On 28.01.2011, at 14:26, Edzard Egberts wrote:

> Using FLTK 1.1.3 I just found something that seems strange to me and I'm 
> not sure, whether this is a bug or missing documentation:
> 
> Fl_RGB_Image* myclass::Mk_Image() const
> {
>       std::vector< unsigned char > Array;
>       int cW, cH, cD;
>       Insert_Data(Array, cw, ch, cd);
> 
>       return new Fl_RGB_Image(&Array[0], cW, cH, cD); 
>               // Crashing Images!
> 
>       return Fl_RGB_Image(&Array[0], cW, cH, cD).copy();
>               // Okay
> }
> 
> I found, that "new Fl_RGB_Image(&Array[0], cW, cH, cD)" doesn't create 
> own memory for taking data of Array and as soon, as Array vanishs by 
> leaving Mk_Image() the image crashes (SIGSEV) when beeing used. When 
> Array is persistent, the image also stays usable. Is this desired behaviour?

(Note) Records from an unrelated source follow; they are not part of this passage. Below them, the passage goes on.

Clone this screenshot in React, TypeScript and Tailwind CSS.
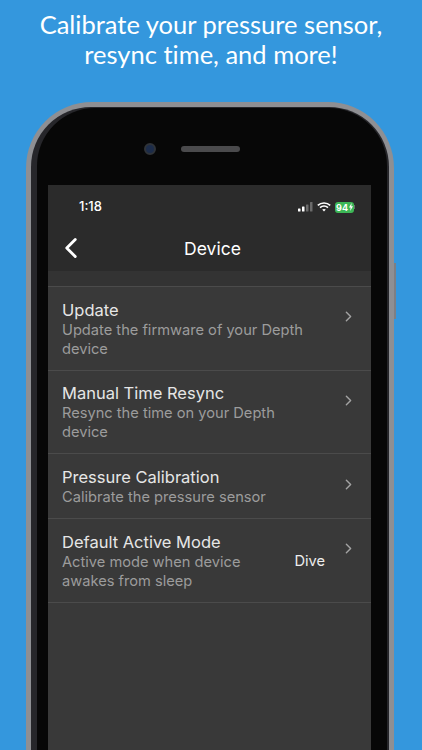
import { ChevronLeft, ChevronRight } from "lucide-react";

const rows = [
  {
    title: "Update",
    lines: ["Update the firmware of your Depth", "device"],
    h: "h-[84px] pt-[13px]",
    chevron: "top-[21px]",
  },
  {
    title: "Manual Time Resync",
    lines: ["Resync the time on your Depth", "device"],
    h: "h-[83px] pt-[12px]",
    chevron: "top-[21px]",
  },
  {
    title: "Pressure Calibration",
    lines: ["Calibrate the pressure sensor"],
    h: "h-[65px] pt-[13px]",
    chevron: "top-[22px]",
  },
  {
    title: "Default Active Mode",
    lines: ["Active mode when device", "awakes from sleep"],
    h: "h-[84px] pt-[13px]",
    chevron: "top-[21px]",
    value: "Dive",
  },
];

const SignalIcon = () => (
  <svg width="15" height="10" viewBox="0 0 15 10">
    <rect x="0" y="6.5" width="2.5" height="3" rx="0.5" fill="#fff" />
    <rect x="4" y="4.5" width="2.5" height="5" rx="0.5" fill="#fff" />
    <rect x="8" y="2.5" width="2.5" height="7" rx="0.5" fill="#6b6b6b" />
    <rect x="12" y="0" width="2.5" height="9.5" rx="0.5" fill="#6b6b6b" />
  </svg>
);

const WifiIcon = () => (
  <svg width="14" height="10" viewBox="0 0 14 10" fill="none">
    <path d="M0.8 3.4C4.3 0.2 9.7 0.2 13.2 3.4" stroke="#fff" strokeWidth="1.7" />
    <path d="M3 5.6C5.3 3.6 8.7 3.6 11 5.6" stroke="#fff" strokeWidth="1.7" />
    <path d="M5.2 7.6L7 9.6L8.8 7.6C7.8 6.7 6.2 6.7 5.2 7.6Z" fill="#fff" />
  </svg>
);

const BoltIcon = () => (
  <svg width="4" height="8" viewBox="0 0 4 8">
    <path d="M2.6 0L0 4.5H1.6L1.2 8L4 3.3H2.3Z" fill="#fff" />
  </svg>
);

const App = () => {
  return (
    <div className="relative h-[750px] w-[422px] overflow-hidden bg-[#3497dd] font-['Inter',sans-serif]">
      <h1 className="pt-[9px] text-center font-['Lato',sans-serif] text-[25.5px] leading-[30px] text-white [font-variant-ligatures:none]">
        Calibrate your pressure sensor,
        <br />
        resync time, and more!
      </h1>

      {/* Phone frame */}
      <div className="relative ml-[26px] mt-[33px] h-[700px] w-[368px] rounded-t-[66px] bg-[#8e8f93] px-[5px] pt-[5px]">
        <div className="absolute -right-[2px] top-[161px] h-[56px] w-[2px] bg-[#7d7f84]" />
        <div className="h-full rounded-t-[60px] bg-[#26262a] pl-[6px] pr-[2px] pt-[1px]">
          <div className="flex h-full flex-col rounded-t-[58px] bg-[#070707] pl-[11px] pr-[16px]">
            {/* Camera and speaker */}
            <div className="flex h-[77px] shrink-0 items-center justify-center gap-[25px] pr-[35px] pt-[5px]">
              <div className="h-[12px] w-[12px] rounded-full border-[2px] border-[#2f3338] bg-[#1c2c4a]" />
              <div className="h-[6px] w-[59px] rounded-full bg-[#4a4a4c]" />
            </div>

            {/* Screen */}
            <div className="flex flex-1 flex-col bg-[#393939]">
              <div className="flex h-[43px] shrink-0 items-center justify-between bg-[#2b2b2b] pl-[31px] pr-[16px] pt-[1px]">
                <span className="text-[13px] font-medium text-white">1:18</span>
                <div className="flex items-center gap-[4px]">
                  <SignalIcon />
                  <WifiIcon />
                  <div className="flex items-center">
                    <div className="flex h-[11px] w-[19px] items-center justify-center gap-[1px] rounded-[3px] bg-[#3db756] text-[9px] font-bold leading-none text-white">
                      94
                      <BoltIcon />
                    </div>
                    <div className="h-[4px] w-[1px] bg-[#6b6b6b]" />
                  </div>
                </div>
              </div>

              <div className="relative flex h-[43px] shrink-0 items-center justify-center bg-[#2b2b2b] pb-[1px] pl-[6px]">
                <ChevronLeft
                  className="absolute left-[6px] top-[3px] text-white"
                  size={34}
                  strokeWidth={2}
                />
                <span className="text-[17.5px] text-white">Device</span>
              </div>

              <div className="h-[15px] shrink-0 bg-[#333333]" />

              <div className="border-t border-[#4b4b4b]">
                {rows.map((row) => (
                  <div
                    key={row.title}
                    className={`relative border-b border-[#4b4b4b] pl-[14px] ${row.h}`}
                  >
                    <div className="mb-[1px] text-[16.5px] leading-[20px] text-[#e6e6e6]">
                      {row.title}
                    </div>
                    {row.lines.map((line) => (
                      <div key={line} className="text-[14.65px] leading-[19px] text-[#9c9c9c]">
                        {line}
                      </div>
                    ))}
                    <ChevronRight
                      className={`absolute right-[14px] text-[#a3a3a3] ${row.chevron}`}
                      size={17}
                      strokeWidth={2}
                    />
                    {row.value && (
                      <span className="absolute right-[46px] top-[33px] text-[14.65px] leading-[19px] text-[#ededed]">
                        {row.value}
                      </span>
                    )}
                  </div>
                ))}
              </div>
            </div>
          </div>
        </div>
      </div>
    </div>
  );
};

export default App;
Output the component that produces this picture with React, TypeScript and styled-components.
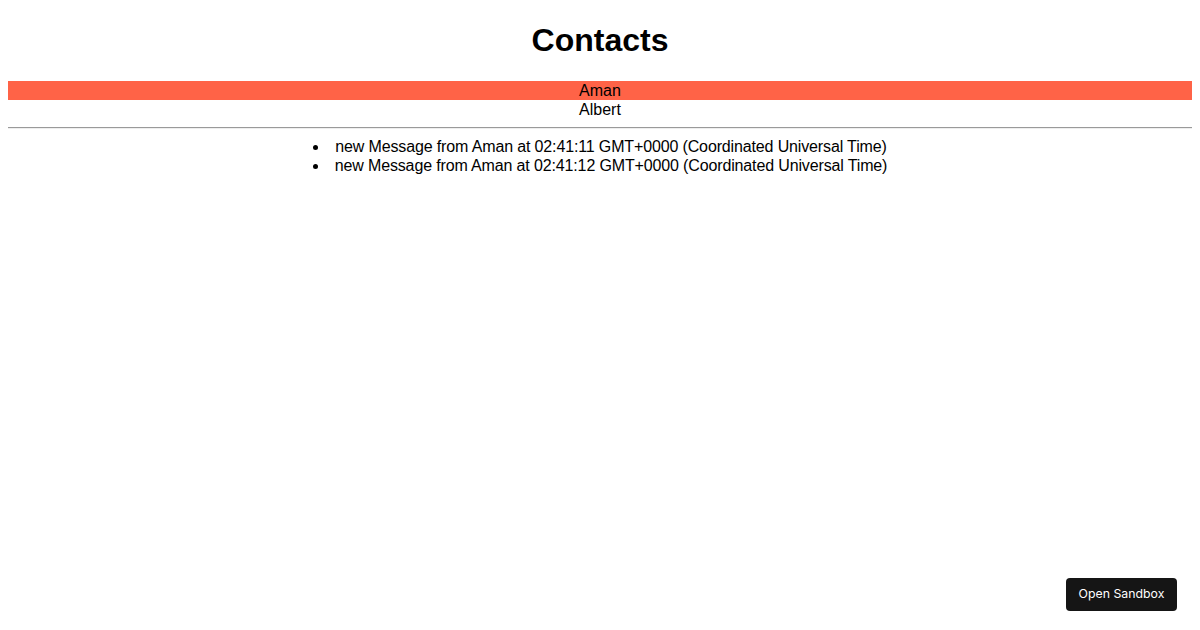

Yes. The RGB data remains, but the image is converted into whatever the device 
needs. This can be raw RGB, but also color mapped, or RGB16, or whatever. If 
the colormap of the display changes, the device dependent bitmap must be 
recalculated using the RGB data, which must still be there at that point.

> The doc only tells:
> "
> 30.84.2.1 Fl_RGB_Image::Fl_RGB_Image (const uchar ∗ bits, int W, int H, 
> int D = 3, int LD =
>            0) [inline]
> The constructor creates a new image from the specified data.
> "
> 
> I wondered, whether LD means "Load Data", but LD= 1 doesn't seem to have 
> any effect.

LD is the line distance, the number of bytes from line start to line start. 
This is used to create small images from large RGB data chunks.